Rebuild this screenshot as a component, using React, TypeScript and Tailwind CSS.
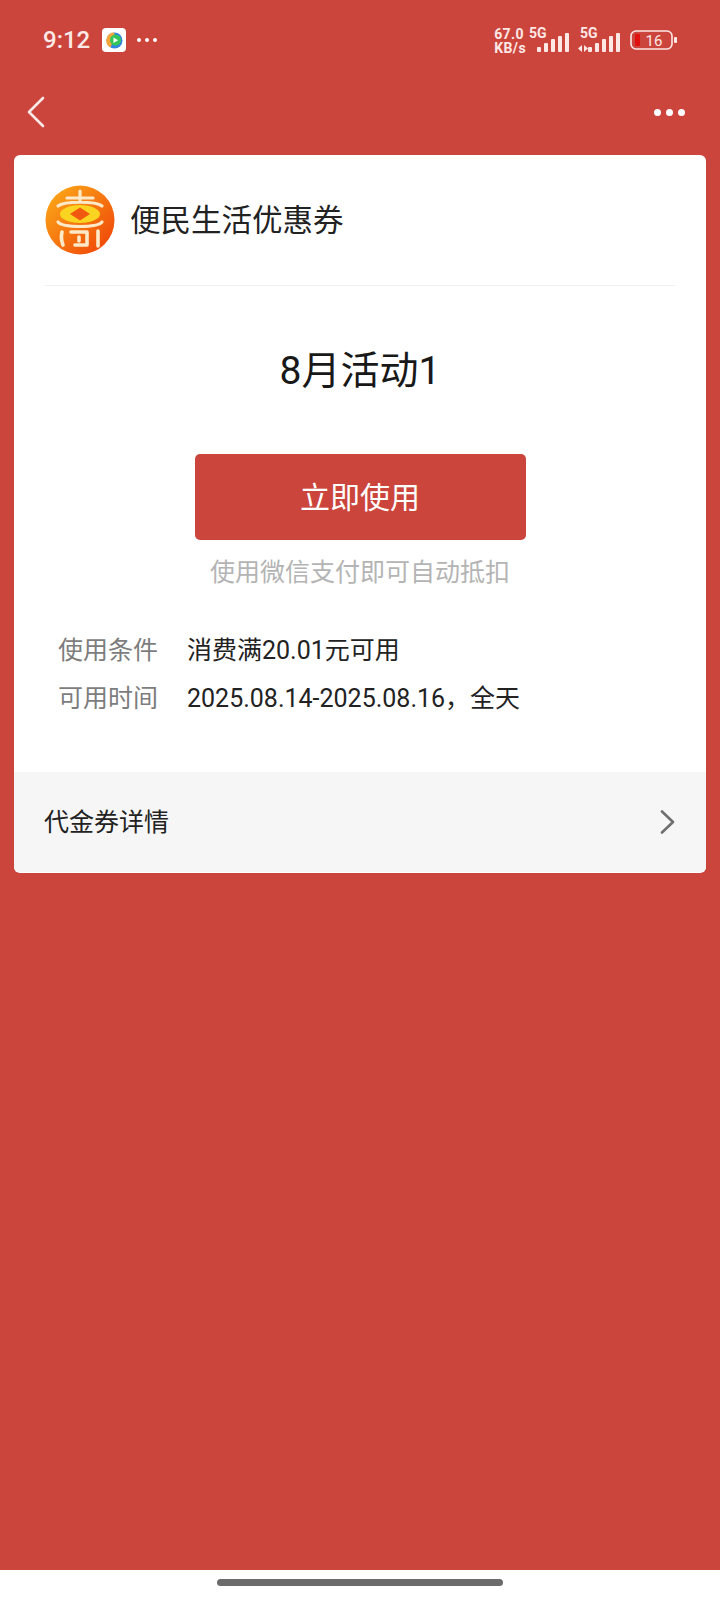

---

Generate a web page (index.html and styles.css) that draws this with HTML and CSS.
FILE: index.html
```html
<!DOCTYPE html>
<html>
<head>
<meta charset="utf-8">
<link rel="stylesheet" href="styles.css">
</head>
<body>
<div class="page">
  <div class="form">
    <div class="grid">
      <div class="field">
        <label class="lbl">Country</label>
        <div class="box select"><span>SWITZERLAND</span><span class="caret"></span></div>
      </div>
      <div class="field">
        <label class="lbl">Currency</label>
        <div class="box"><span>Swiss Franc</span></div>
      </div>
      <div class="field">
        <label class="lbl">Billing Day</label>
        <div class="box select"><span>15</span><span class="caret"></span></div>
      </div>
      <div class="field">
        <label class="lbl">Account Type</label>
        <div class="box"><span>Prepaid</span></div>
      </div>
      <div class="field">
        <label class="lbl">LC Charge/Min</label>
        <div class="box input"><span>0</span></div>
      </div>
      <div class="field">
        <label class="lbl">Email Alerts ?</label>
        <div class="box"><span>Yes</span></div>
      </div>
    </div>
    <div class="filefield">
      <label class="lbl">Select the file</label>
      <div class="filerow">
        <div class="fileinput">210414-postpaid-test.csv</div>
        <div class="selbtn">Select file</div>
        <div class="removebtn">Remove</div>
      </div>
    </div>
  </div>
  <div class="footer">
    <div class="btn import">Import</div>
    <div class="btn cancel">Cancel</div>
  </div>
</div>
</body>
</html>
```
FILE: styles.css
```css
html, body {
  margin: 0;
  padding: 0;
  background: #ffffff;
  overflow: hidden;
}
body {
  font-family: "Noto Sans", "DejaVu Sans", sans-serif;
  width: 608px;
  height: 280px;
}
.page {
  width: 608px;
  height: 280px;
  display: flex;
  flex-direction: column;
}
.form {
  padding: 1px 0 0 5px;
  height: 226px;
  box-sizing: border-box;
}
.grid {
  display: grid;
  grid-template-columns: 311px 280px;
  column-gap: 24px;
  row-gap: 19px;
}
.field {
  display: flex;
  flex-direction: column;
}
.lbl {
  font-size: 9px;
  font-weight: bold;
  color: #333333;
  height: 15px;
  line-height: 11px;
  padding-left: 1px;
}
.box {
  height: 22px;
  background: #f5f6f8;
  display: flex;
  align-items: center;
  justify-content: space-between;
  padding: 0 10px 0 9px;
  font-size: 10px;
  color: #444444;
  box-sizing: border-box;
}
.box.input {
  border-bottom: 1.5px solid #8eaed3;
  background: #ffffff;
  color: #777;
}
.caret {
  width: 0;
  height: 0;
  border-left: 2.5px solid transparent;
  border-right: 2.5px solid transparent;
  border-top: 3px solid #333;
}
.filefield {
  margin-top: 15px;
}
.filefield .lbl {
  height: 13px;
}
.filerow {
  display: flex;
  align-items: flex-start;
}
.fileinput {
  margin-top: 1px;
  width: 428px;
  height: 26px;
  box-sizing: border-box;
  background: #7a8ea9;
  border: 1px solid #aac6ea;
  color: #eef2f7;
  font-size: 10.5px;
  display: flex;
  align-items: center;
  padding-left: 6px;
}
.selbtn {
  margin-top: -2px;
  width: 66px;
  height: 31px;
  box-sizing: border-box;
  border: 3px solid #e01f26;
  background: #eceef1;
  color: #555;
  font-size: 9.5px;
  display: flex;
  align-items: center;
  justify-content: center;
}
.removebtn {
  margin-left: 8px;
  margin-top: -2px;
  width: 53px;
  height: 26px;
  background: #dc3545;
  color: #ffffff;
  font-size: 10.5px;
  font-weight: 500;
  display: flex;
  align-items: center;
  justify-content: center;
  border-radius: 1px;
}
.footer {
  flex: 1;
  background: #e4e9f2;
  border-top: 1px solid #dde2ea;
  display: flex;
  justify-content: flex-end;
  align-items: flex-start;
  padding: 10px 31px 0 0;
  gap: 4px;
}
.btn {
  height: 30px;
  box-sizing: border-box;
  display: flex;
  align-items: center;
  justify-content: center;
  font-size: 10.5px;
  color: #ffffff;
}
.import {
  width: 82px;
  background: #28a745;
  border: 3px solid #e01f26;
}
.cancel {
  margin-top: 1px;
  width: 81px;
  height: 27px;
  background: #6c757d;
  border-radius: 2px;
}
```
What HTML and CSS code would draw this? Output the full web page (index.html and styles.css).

---

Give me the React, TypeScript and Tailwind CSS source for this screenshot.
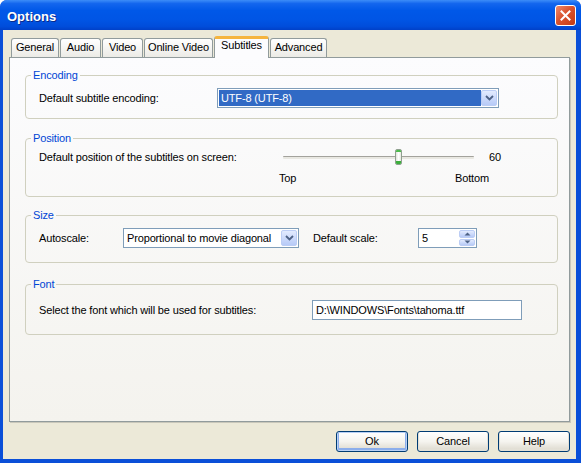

> _What to work on_:
Copy, from the material above, each line in which the string "index" occurs.

> _Expected output_:
Generate a web page (index.html and styles.css) that draws this with HTML and CSS.
FILE: index.html
What HTML and CSS code would draw this? Output the full web page (index.html and styles.css).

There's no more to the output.